What needs to be done?
Well, FSM is done and signed its amended COFA while Palau is still sitting at the negotiating table. Palau needs to keep the pressure and negotiate to their best interest. The Free-Association political relationship needs to be defined so that its states would know exactly what it means. FAS is sort of between the "territorial" status and the "independent" status. That is how I understand it. FAS countries chose to establish this unique relationship with the US and in doing it, they relinquished some elements of their sovereignty.

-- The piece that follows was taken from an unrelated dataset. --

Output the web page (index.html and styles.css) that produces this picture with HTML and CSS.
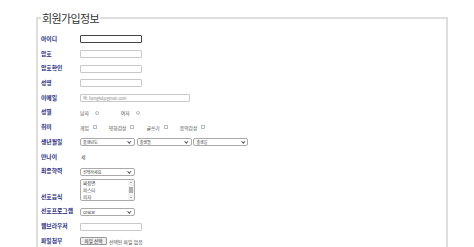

COFA is the bread and butter for this two nations and it does not matter what they propose to the U.S government. U.S will enact it policies based on its national security and international politics. U.S will redefine and characterize the concept and the underlying philosophy of the Free-Association (FA). In the case of the FSM, the U.S has implemented rather rigid rules on how to use the Compact funds and have assigned the implementation to US DOI/OIA. FSM feels that this policy makes them domestic entities--as opposed to being "independent" states. It is not free money and therefore, U.S is only securing its interest on how the money is spent. However, The COFA has succeeded in meeting two out of the three original U.S. objectives in the relationship with the FAS. The Compact guided and supported the transition of the FSM and Palau from Trust Territory status to full self-government. Both are now well-established, vibrant democracies that play an active role in the Pacific Forum, the United Nations and other international organizations. The United States values them as close allies. The Administration has proposed to close soon on the Compact language and funding levels with the FSM and Palau. Finally, until these two nations become self-independent from the U.S, COFA will still be the best solution for their economy as well as their political status worldwide.